# [Request]
Every line of the material below must be repeated exactly.

Extracted data entries:

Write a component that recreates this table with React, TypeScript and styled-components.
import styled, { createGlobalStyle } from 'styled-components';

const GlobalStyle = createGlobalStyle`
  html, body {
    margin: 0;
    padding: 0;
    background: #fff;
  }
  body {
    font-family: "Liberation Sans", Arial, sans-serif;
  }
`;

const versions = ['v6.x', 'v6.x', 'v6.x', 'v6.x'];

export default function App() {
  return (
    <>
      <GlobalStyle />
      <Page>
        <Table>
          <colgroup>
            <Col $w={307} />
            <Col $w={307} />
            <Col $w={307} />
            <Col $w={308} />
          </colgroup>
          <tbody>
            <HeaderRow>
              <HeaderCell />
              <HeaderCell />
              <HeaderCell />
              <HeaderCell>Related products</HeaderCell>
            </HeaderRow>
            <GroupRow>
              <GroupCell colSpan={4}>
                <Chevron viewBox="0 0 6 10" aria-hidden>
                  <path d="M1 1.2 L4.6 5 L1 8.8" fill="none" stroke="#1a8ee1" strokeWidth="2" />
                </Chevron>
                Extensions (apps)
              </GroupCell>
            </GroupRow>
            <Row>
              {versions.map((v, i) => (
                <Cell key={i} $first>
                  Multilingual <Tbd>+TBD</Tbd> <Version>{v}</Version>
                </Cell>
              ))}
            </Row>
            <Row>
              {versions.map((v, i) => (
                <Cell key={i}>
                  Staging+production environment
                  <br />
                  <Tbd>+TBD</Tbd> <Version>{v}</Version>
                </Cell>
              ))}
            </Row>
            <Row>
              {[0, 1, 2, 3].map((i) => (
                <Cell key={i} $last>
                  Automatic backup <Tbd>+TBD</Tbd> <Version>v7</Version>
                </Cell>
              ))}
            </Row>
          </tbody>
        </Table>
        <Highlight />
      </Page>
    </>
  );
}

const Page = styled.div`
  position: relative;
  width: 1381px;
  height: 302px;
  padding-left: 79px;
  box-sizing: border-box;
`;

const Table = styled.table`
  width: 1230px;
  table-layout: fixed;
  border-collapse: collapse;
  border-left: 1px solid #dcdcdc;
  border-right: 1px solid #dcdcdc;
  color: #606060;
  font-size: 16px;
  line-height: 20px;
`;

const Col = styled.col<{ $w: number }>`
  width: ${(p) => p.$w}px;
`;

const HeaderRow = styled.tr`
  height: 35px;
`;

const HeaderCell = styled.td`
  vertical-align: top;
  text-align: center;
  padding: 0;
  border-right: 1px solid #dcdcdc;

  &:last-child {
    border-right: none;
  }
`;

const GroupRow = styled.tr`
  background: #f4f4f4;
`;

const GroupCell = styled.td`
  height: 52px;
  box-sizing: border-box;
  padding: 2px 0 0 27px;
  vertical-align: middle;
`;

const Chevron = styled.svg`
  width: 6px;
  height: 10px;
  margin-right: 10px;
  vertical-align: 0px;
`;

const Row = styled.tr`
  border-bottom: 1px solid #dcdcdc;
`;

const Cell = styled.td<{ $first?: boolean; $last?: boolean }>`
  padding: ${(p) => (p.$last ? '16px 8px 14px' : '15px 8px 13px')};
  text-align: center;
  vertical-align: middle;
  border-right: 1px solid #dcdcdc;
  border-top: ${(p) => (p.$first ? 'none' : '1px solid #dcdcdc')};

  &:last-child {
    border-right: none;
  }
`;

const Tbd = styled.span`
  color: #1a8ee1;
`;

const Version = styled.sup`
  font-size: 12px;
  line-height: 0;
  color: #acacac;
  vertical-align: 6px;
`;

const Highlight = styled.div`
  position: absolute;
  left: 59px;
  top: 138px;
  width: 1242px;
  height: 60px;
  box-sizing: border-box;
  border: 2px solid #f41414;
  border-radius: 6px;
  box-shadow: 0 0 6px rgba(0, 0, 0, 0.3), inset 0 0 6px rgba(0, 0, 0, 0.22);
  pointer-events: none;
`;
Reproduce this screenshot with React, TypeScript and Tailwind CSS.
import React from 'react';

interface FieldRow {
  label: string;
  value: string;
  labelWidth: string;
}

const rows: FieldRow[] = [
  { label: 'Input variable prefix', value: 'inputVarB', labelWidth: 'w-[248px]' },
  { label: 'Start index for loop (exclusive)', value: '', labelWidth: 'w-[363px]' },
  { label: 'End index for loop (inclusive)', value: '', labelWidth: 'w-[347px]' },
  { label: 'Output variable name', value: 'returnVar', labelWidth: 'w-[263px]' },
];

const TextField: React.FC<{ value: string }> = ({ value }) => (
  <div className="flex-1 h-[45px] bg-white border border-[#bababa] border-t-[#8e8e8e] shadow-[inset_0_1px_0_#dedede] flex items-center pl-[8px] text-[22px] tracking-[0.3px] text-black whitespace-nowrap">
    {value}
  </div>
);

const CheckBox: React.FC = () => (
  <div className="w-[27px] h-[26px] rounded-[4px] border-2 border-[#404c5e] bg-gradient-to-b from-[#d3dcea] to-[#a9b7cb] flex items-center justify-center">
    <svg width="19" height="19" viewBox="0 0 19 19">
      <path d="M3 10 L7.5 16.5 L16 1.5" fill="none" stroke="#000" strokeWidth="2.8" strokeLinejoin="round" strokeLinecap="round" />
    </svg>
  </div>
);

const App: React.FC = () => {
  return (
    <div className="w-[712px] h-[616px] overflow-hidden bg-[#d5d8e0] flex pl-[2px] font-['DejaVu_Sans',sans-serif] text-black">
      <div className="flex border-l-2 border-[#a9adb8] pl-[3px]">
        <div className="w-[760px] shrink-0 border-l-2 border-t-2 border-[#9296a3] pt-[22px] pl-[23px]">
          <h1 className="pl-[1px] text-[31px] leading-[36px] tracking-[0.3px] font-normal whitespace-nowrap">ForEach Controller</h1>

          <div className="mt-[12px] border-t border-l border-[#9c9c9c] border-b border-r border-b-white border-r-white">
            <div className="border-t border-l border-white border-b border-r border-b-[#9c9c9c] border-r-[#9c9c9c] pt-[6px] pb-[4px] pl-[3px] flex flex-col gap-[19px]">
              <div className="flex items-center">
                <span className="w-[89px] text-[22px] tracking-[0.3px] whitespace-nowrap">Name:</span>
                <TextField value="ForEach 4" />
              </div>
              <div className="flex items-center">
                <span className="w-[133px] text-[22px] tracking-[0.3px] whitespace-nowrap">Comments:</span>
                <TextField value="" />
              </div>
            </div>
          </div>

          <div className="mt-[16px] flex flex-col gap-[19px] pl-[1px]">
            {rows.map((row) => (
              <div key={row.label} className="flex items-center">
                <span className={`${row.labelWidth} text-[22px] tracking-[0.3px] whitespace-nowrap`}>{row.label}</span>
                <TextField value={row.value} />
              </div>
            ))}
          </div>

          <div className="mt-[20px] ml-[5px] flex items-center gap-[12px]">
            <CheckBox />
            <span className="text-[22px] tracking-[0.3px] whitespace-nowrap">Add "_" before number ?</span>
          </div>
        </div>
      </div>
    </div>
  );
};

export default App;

# [Answer to the exercise]
Write a component that recreates this table with React, TypeScript and styled-components.
import styled, { createGlobalStyle } from 'styled-components';

const GlobalStyle = createGlobalStyle`
  html, body {
    margin: 0;
    padding: 0;
    background: #fff;
  }
  body {
    font-family: "Liberation Sans", Arial, sans-serif;
  }
`;

const versions = ['v6.x', 'v6.x', 'v6.x', 'v6.x'];

export default function App() {
  return (
    <>
      <GlobalStyle />
      <Page>
        <Table>
          <colgroup>
            <Col $w={307} />
            <Col $w={307} />
            <Col $w={307} />
            <Col $w={308} />
          </colgroup>
          <tbody>
            <HeaderRow>
              <HeaderCell />
              <HeaderCell />
              <HeaderCell />
              <HeaderCell>Related products</HeaderCell>
            </HeaderRow>
            <GroupRow>
              <GroupCell colSpan={4}>
                <Chevron viewBox="0 0 6 10" aria-hidden>
                  <path d="M1 1.2 L4.6 5 L1 8.8" fill="none" stroke="#1a8ee1" strokeWidth="2" />
                </Chevron>
                Extensions (apps)
              </GroupCell>
            </GroupRow>
            <Row>
              {versions.map((v, i) => (
                <Cell key={i} $first>
                  Multilingual <Tbd>+TBD</Tbd> <Version>{v}</Version>
                </Cell>
              ))}
            </Row>
            <Row>
              {versions.map((v, i) => (
                <Cell key={i}>
                  Staging+production environment
                  <br />
                  <Tbd>+TBD</Tbd> <Version>{v}</Version>
                </Cell>
              ))}
            </Row>
            <Row>
              {[0, 1, 2, 3].map((i) => (
                <Cell key={i} $last>
                  Automatic backup <Tbd>+TBD</Tbd> <Version>v7</Version>
                </Cell>
              ))}
            </Row>
          </tbody>
        </Table>
        <Highlight />
      </Page>
    </>
  );
}

const Page = styled.div`
  position: relative;
  width: 1381px;
  height: 302px;
  padding-left: 79px;
  box-sizing: border-box;
`;

const Table = styled.table`
  width: 1230px;
  table-layout: fixed;
  border-collapse: collapse;
  border-left: 1px solid #dcdcdc;
  border-right: 1px solid #dcdcdc;
  color: #606060;
  font-size: 16px;
  line-height: 20px;
`;

const Col = styled.col<{ $w: number }>`
  width: ${(p) => p.$w}px;
`;

const HeaderRow = styled.tr`
  height: 35px;
`;

const HeaderCell = styled.td`
  vertical-align: top;
  text-align: center;
  padding: 0;
  border-right: 1px solid #dcdcdc;

  &:last-child {
    border-right: none;
  }
`;

const GroupRow = styled.tr`
  background: #f4f4f4;
`;

const GroupCell = styled.td`
  height: 52px;
  box-sizing: border-box;
  padding: 2px 0 0 27px;
  vertical-align: middle;
`;

const Chevron = styled.svg`
  width: 6px;
  height: 10px;
  margin-right: 10px;
  vertical-align: 0px;
`;

const Row = styled.tr`
  border-bottom: 1px solid #dcdcdc;
`;

const Cell = styled.td<{ $first?: boolean; $last?: boolean }>`
  padding: ${(p) => (p.$last ? '16px 8px 14px' : '15px 8px 13px')};
  text-align: center;
  vertical-align: middle;
  border-right: 1px solid #dcdcdc;
  border-top: ${(p) => (p.$first ? 'none' : '1px solid #dcdcdc')};

  &:last-child {
    border-right: none;
  }
`;

const Tbd = styled.span`
  color: #1a8ee1;
`;

const Version = styled.sup`
  font-size: 12px;
  line-height: 0;
  color: #acacac;
  vertical-align: 6px;
`;

const Highlight = styled.div`
  position: absolute;
  left: 59px;
  top: 138px;
  width: 1242px;
  height: 60px;
  box-sizing: border-box;
  border: 2px solid #f41414;
  border-radius: 6px;
  box-shadow: 0 0 6px rgba(0, 0, 0, 0.3), inset 0 0 6px rgba(0, 0, 0, 0.22);
  pointer-events: none;
`;
Reproduce this screenshot with React, TypeScript and Tailwind CSS.
import React from 'react';

interface FieldRow {
  label: string;
  value: string;
  labelWidth: string;
}

const rows: FieldRow[] = [
  { label: 'Input variable prefix', value: 'inputVarB', labelWidth: 'w-[248px]' },
  { label: 'Start index for loop (exclusive)', value: '', labelWidth: 'w-[363px]' },
  { label: 'End index for loop (inclusive)', value: '', labelWidth: 'w-[347px]' },
  { label: 'Output variable name', value: 'returnVar', labelWidth: 'w-[263px]' },
];

const TextField: React.FC<{ value: string }> = ({ value }) => (
  <div className="flex-1 h-[45px] bg-white border border-[#bababa] border-t-[#8e8e8e] shadow-[inset_0_1px_0_#dedede] flex items-center pl-[8px] text-[22px] tracking-[0.3px] text-black whitespace-nowrap">
    {value}
  </div>
);

const CheckBox: React.FC = () => (
  <div className="w-[27px] h-[26px] rounded-[4px] border-2 border-[#404c5e] bg-gradient-to-b from-[#d3dcea] to-[#a9b7cb] flex items-center justify-center">
    <svg width="19" height="19" viewBox="0 0 19 19">
      <path d="M3 10 L7.5 16.5 L16 1.5" fill="none" stroke="#000" strokeWidth="2.8" strokeLinejoin="round" strokeLinecap="round" />
    </svg>
  </div>
);

const App: React.FC = () => {
  return (
    <div className="w-[712px] h-[616px] overflow-hidden bg-[#d5d8e0] flex pl-[2px] font-['DejaVu_Sans',sans-serif] text-black">
      <div className="flex border-l-2 border-[#a9adb8] pl-[3px]">
        <div className="w-[760px] shrink-0 border-l-2 border-t-2 border-[#9296a3] pt-[22px] pl-[23px]">
          <h1 className="pl-[1px] text-[31px] leading-[36px] tracking-[0.3px] font-normal whitespace-nowrap">ForEach Controller</h1>

          <div className="mt-[12px] border-t border-l border-[#9c9c9c] border-b border-r border-b-white border-r-white">
            <div className="border-t border-l border-white border-b border-r border-b-[#9c9c9c] border-r-[#9c9c9c] pt-[6px] pb-[4px] pl-[3px] flex flex-col gap-[19px]">
              <div className="flex items-center">
                <span className="w-[89px] text-[22px] tracking-[0.3px] whitespace-nowrap">Name:</span>
                <TextField value="ForEach 4" />
              </div>
              <div className="flex items-center">
                <span className="w-[133px] text-[22px] tracking-[0.3px] whitespace-nowrap">Comments:</span>
                <TextField value="" />
              </div>
            </div>
          </div>

          <div className="mt-[16px] flex flex-col gap-[19px] pl-[1px]">
            {rows.map((row) => (
              <div key={row.label} className="flex items-center">
                <span className={`${row.labelWidth} text-[22px] tracking-[0.3px] whitespace-nowrap`}>{row.label}</span>
                <TextField value={row.value} />
              </div>
            ))}
          </div>

          <div className="mt-[20px] ml-[5px] flex items-center gap-[12px]">
            <CheckBox />
            <span className="text-[22px] tracking-[0.3px] whitespace-nowrap">Add "_" before number ?</span>
          </div>
        </div>
      </div>
    </div>
  );
};

export default App;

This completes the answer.